JOB:
Gather up every line from the entries below that uses the word "drawn".

---------------

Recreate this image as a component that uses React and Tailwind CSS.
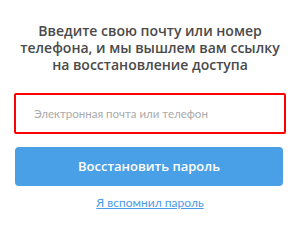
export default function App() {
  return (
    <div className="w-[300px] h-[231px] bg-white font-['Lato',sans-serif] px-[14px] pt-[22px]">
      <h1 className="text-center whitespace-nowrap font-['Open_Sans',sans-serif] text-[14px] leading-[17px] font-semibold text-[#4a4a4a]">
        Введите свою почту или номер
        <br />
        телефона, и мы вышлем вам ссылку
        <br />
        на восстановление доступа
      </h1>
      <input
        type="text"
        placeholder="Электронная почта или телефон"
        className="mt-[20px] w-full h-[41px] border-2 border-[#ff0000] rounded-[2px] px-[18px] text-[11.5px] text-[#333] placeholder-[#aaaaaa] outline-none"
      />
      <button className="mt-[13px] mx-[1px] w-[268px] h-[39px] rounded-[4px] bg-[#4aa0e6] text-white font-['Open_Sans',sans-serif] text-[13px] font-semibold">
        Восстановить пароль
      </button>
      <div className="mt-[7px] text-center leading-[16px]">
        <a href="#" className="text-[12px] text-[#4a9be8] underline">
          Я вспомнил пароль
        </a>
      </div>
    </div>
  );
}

---------------

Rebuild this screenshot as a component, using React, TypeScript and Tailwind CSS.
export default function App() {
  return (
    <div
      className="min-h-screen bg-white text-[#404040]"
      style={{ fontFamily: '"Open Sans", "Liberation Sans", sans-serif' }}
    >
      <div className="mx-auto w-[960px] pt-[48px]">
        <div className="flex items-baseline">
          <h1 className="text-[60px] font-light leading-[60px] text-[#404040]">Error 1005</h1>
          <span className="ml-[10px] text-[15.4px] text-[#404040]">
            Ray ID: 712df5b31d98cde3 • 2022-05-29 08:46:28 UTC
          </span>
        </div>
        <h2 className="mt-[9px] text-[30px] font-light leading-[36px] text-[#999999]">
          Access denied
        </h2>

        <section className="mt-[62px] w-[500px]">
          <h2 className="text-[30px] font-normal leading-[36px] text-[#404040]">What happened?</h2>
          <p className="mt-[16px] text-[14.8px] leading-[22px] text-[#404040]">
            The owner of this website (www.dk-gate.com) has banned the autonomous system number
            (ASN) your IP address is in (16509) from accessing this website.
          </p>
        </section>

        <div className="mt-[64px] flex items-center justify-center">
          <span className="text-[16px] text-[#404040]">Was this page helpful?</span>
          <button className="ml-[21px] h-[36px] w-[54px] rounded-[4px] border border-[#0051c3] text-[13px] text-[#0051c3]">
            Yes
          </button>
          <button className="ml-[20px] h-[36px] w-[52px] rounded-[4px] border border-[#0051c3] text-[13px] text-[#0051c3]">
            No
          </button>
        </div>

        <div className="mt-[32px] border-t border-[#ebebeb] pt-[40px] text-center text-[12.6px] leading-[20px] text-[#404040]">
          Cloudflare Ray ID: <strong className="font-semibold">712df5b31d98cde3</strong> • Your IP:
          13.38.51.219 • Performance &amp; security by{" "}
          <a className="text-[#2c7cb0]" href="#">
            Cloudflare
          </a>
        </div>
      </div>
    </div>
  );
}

---------------

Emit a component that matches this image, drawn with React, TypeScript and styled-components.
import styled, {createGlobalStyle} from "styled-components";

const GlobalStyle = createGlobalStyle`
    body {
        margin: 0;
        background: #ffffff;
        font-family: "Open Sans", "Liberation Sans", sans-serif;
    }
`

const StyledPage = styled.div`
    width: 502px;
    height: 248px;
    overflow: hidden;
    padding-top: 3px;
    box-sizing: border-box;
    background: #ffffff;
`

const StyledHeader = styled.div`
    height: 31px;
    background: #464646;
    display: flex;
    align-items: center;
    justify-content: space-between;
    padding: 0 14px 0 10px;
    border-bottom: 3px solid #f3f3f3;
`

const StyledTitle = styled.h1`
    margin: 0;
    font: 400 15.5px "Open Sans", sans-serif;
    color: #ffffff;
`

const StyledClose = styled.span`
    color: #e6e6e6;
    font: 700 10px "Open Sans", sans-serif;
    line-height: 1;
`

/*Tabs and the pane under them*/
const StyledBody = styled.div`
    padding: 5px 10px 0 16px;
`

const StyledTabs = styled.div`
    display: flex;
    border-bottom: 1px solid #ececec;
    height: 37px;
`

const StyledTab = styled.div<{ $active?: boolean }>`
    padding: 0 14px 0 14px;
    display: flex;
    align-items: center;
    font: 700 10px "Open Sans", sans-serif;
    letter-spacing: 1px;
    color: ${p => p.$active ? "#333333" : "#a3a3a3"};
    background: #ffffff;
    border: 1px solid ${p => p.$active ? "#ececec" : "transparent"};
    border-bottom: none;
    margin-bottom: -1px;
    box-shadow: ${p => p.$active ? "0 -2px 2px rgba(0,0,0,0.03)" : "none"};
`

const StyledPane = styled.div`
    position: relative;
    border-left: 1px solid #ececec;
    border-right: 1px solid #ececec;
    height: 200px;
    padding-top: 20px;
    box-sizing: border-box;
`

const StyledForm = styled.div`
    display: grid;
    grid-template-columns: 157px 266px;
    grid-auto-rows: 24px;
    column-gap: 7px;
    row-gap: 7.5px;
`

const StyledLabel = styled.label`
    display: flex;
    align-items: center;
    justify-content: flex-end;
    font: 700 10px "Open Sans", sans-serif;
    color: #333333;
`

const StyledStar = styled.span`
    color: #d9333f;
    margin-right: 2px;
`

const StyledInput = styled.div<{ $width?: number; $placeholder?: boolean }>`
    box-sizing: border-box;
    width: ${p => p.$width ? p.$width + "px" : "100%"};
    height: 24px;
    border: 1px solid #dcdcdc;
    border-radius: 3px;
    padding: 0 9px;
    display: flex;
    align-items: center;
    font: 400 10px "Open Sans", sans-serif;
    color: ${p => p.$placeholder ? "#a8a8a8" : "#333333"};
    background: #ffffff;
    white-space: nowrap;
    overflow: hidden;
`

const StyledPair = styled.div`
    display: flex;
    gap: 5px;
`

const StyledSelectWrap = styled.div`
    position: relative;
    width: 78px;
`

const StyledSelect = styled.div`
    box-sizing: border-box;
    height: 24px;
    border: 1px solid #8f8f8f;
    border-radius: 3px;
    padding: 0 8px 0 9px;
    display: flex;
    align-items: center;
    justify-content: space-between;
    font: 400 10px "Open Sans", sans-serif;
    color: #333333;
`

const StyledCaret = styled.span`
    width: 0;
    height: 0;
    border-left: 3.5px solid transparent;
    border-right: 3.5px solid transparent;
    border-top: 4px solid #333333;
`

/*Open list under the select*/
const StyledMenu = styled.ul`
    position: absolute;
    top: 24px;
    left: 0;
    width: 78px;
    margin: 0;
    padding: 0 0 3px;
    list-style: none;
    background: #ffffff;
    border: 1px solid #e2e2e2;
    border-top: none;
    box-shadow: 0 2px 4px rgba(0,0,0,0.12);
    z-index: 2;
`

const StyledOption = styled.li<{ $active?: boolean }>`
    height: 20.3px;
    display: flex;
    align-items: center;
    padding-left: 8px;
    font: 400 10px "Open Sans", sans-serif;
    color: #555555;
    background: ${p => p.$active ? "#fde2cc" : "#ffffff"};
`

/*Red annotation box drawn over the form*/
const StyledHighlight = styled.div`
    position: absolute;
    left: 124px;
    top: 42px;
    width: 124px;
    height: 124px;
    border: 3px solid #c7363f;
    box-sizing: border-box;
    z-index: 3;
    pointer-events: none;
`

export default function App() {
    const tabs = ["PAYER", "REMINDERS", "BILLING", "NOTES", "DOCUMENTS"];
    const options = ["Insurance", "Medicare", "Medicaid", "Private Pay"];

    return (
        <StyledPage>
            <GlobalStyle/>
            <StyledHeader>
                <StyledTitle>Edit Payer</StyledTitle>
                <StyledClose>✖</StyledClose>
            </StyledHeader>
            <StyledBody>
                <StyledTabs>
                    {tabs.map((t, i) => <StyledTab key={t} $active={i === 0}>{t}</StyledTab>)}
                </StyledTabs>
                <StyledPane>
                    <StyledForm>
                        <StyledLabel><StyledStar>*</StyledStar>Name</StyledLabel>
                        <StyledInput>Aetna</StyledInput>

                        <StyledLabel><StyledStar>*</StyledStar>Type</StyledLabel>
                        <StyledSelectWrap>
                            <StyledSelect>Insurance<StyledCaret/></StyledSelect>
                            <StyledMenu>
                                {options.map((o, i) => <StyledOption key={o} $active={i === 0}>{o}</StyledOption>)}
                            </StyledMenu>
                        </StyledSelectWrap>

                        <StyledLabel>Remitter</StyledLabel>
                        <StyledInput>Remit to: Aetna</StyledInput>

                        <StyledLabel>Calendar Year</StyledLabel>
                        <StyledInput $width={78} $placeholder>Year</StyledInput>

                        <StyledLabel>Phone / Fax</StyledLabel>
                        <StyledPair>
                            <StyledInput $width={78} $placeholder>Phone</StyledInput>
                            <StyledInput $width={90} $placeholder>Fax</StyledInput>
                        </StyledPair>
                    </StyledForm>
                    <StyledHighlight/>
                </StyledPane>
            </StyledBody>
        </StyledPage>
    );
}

---------------

TASK ANSWER:
Emit a component that matches this image, drawn with React, TypeScript and styled-components.
/*Red annotation box drawn over the form*/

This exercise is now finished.